Kweller sees a false binary forming in the culture. He encourages a third path forward at a time when different forces seem to push us into one camp or the other.
“On one side they say, ‘Preserve everything without change!’. On the other side they say, ‘Destroy everything and start over!’. I object to these choices and see a third path. Not because I’m an artist who dislikes being pigeonholed, but because I think our society has more depth and nuance than just two checkboxes of life and death, black and white, all or nothing. We need to stand up and call out health risks where they exist. We need to stand up and call out racism where it exists. Those are facts that ninety nine point nine percent of us can get behind. Now we just need to join together and do the work.”
The chorus in “American Cigarettes” is as catchy as you’d expect from a BK track. The song’s protagonist says ‘I know that loving me is a slippery slope, but loving you is my only hope, hold on tight if you can, baby I know that you can.’ Kweller points out the symbiotic relationship between all people, and like many artists before him, he hopes that one day something will pull both sides together. Releasing this infectious roots-rock jam one day before our nation’s 244th birthday was intentional because the artist cites music as one of our last common threads.
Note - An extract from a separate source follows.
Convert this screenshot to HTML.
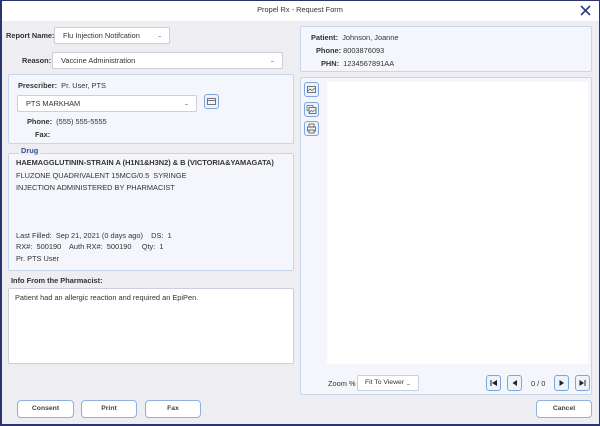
<!DOCTYPE html>
<html><head><meta charset="utf-8"><style>
*{box-sizing:border-box;margin:0;padding:0}
body{width:600px;height:426px;overflow:hidden;font-family:"Liberation Sans",sans-serif;font-size:7.4px;color:#333;background:#ededf2;position:relative}
.a{position:absolute;white-space:nowrap}
.frame{left:0;top:0;width:600px;height:426px;border:1px solid #2a3470;border-left-width:2px;border-bottom-width:2px;pointer-events:none}
.title{left:0;top:0;width:600px;height:21px;background:#fff}
.b{font-weight:bold;color:#333}
.dd{background:#fff;border:1px solid #c9cfdc;border-radius:2px;padding-left:8px;line-height:15px;overflow:hidden}
.dd:after{content:"";position:absolute;right:8px;top:8px;width:3px;height:1px;background:#aab}
.box{background:#f4f6fb;border:1px solid #c6d6ee;border-radius:2px}
.btn{background:#fff;border:1px solid #8fb0e0;border-radius:4px;text-align:center;line-height:16px;font-weight:bold;font-size:6.8px;color:#444}
.ib{background:#eef3fb;border:1px solid #7fa6dc;border-radius:3px;width:15px;height:15px}
</style></head><body>
<div class="a title"></div>
<div class="a" style="left:0;top:5px;width:600px;text-align:center;font-size:7.4px;color:#333">Propel Rx - Request Form</div>
<svg class="a" style="left:580px;top:5px" width="11" height="11"><path d="M1 1L10 10M10 1L1 10" stroke="#2a3f8a" stroke-width="1.6"/></svg>

<div class="a b" style="left:6px;top:31px">Report Name:</div>
<div class="a dd" style="left:54px;top:27px;width:116px;height:17px">Flu Injection Notifcation</div>
<div class="a b" style="left:22px;top:56px">Reason:</div>
<div class="a dd" style="left:52px;top:52px;width:231px;height:17px">Vaccine Administration</div>

<div class="a box" style="left:8px;top:74px;width:286px;height:70px"></div>
<div class="a" style="left:18px;top:81px"><span class="b">Prescriber:</span>&nbsp; Pr. User, PTS</div>
<div class="a dd" style="left:17px;top:95px;width:180px;height:17px">PTS MARKHAM</div>
<div class="a ib" style="left:204px;top:94px"><svg width="13" height="13"><rect x="2.5" y="3.5" width="8" height="6" fill="none" stroke="#555" stroke-width=".8"/><path d="M2.5 5.5H10.5" stroke="#555" stroke-width=".8"/></svg></div>
<div class="a" style="left:27px;top:117px"><span class="b">Phone:</span>&nbsp; (555) 555-5555</div>
<div class="a b" style="left:35px;top:130px">Fax:</div>

<div class="a box" style="left:8px;top:153px;width:286px;height:118px"></div>
<div class="a" style="left:18px;top:146px;font-weight:bold;color:#3a4f9a;background:#ededf2;padding:0 3px">Drug</div>
<div class="a b" style="left:16px;top:158px">HAEMAGGLUTININ-STRAIN A (H1N1&amp;H3N2) &amp; B (VICTORIA&amp;YAMAGATA)</div>
<div class="a" style="left:16px;top:171px">FLUZONE QUADRIVALENT 15MCG/0.5&nbsp; SYRINGE</div>
<div class="a" style="left:16px;top:183px">INJECTION ADMINISTERED BY PHARMACIST</div>
<div class="a" style="left:16px;top:231px">Last Filled:&nbsp; Sep 21, 2021 (0 days ago)&nbsp;&nbsp;&nbsp; DS:&nbsp; 1</div>
<div class="a" style="left:16px;top:242px">RX#:&nbsp; 500190&nbsp;&nbsp;&nbsp; Auth RX#:&nbsp; 500190&nbsp;&nbsp;&nbsp;&nbsp; Qty:&nbsp; 1</div>
<div class="a" style="left:16px;top:254px">Pr. PTS User</div>

<div class="a b" style="left:11px;top:276px">Info From the Pharmacist:</div>
<div class="a" style="left:8px;top:288px;width:286px;height:76px;background:#fff;border:1px solid #c9cfdc;border-radius:2px"></div>
<div class="a" style="left:15px;top:293px">Patient had an allergic reaction and required an EpiPen.</div>

<div class="a btn" style="left:17px;top:400px;width:57px;height:18px">Consent</div>
<div class="a btn" style="left:81px;top:400px;width:56px;height:18px">Print</div>
<div class="a btn" style="left:145px;top:400px;width:56px;height:18px">Fax</div>
<div class="a btn" style="left:536px;top:400px;width:56px;height:18px">Cancel</div>

<div class="a box" style="left:300px;top:26px;width:292px;height:46px"></div>
<div class="a" style="left:311px;top:33px"><span class="b">Patient:</span>&nbsp; Johnson, Joanne</div>
<div class="a" style="left:316px;top:46px"><span class="b">Phone:</span> 8003876093</div>
<div class="a" style="left:321px;top:59px"><span class="b">PHN:</span>&nbsp; 1234567891AA</div>

<div class="a box" style="left:300px;top:77px;width:292px;height:318px"></div>
<div class="a" style="left:327px;top:82px;width:261px;height:282px;background:#fff"></div>
<div class="a ib" style="left:304px;top:82px"><svg width="13" height="13"><rect x="2.5" y="3.5" width="8" height="6" fill="none" stroke="#555" stroke-width=".8"/><path d="M3 8L5 6L7 7.5L10 5" stroke="#555" stroke-width=".7" fill="none"/></svg></div>
<div class="a ib" style="left:304px;top:102px"><svg width="13" height="13"><rect x="2" y="2.5" width="6" height="5" fill="none" stroke="#555" stroke-width=".7"/><rect x="4" y="4.5" width="7" height="6" fill="#eef3fb" stroke="#555" stroke-width=".8"/><path d="M4.5 9.5L6.5 7.5L8 8.5L10.5 6.5" stroke="#555" stroke-width=".7" fill="none"/></svg></div>
<div class="a ib" style="left:304px;top:121px"><svg width="13" height="13"><rect x="4" y="2" width="5" height="3" fill="none" stroke="#555" stroke-width=".8"/><rect x="2.5" y="5" width="8" height="4" fill="none" stroke="#555" stroke-width=".8"/><rect x="4" y="8" width="5" height="3" fill="#eef3fb" stroke="#555" stroke-width=".8"/></svg></div>

<div class="a" style="left:328px;top:379px">Zoom %</div>
<div class="a dd" style="left:357px;top:375px;width:62px;height:16px;line-height:14px;padding-left:7px;font-size:6.8px">Fit To Viewer</div>
<div class="a ib" style="left:486px;top:375px;width:15px;height:16px"><svg width="13" height="14"><path d="M4 4V10" stroke="#222" stroke-width="1"/><path d="M10 4L5 7L10 10Z" fill="#222"/></svg></div>
<div class="a ib" style="left:507px;top:375px;width:15px;height:16px"><svg width="13" height="14"><path d="M9 4L4.5 7L9 10Z" fill="#222"/></svg></div>
<div class="a" style="left:531px;top:379px">0 / 0</div>
<div class="a ib" style="left:554px;top:375px;width:15px;height:16px"><svg width="13" height="14"><path d="M4.5 4L9 7L4.5 10Z" fill="#222"/></svg></div>
<div class="a ib" style="left:575px;top:375px;width:15px;height:16px"><svg width="13" height="14"><path d="M3.5 4L8 7L3.5 10Z" fill="#222"/><path d="M9 4V10" stroke="#222" stroke-width="1"/></svg></div>

<div class="a frame"></div>
</body></html>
“Coming together is the third path, and to me it’s the only path. The truth is, we’ve always needed each other but now we need each other MORE THAN EVER. Even with all of America’s imperfections, we still experience moments of commonality and sameness. Unfortunately, it seems like those moments are less and less. With the fourth of July coming up and so many of us in tears and feeling lost, I have to express myself the best way I know how, because I truly think that music might be one of the last connectors we have left.”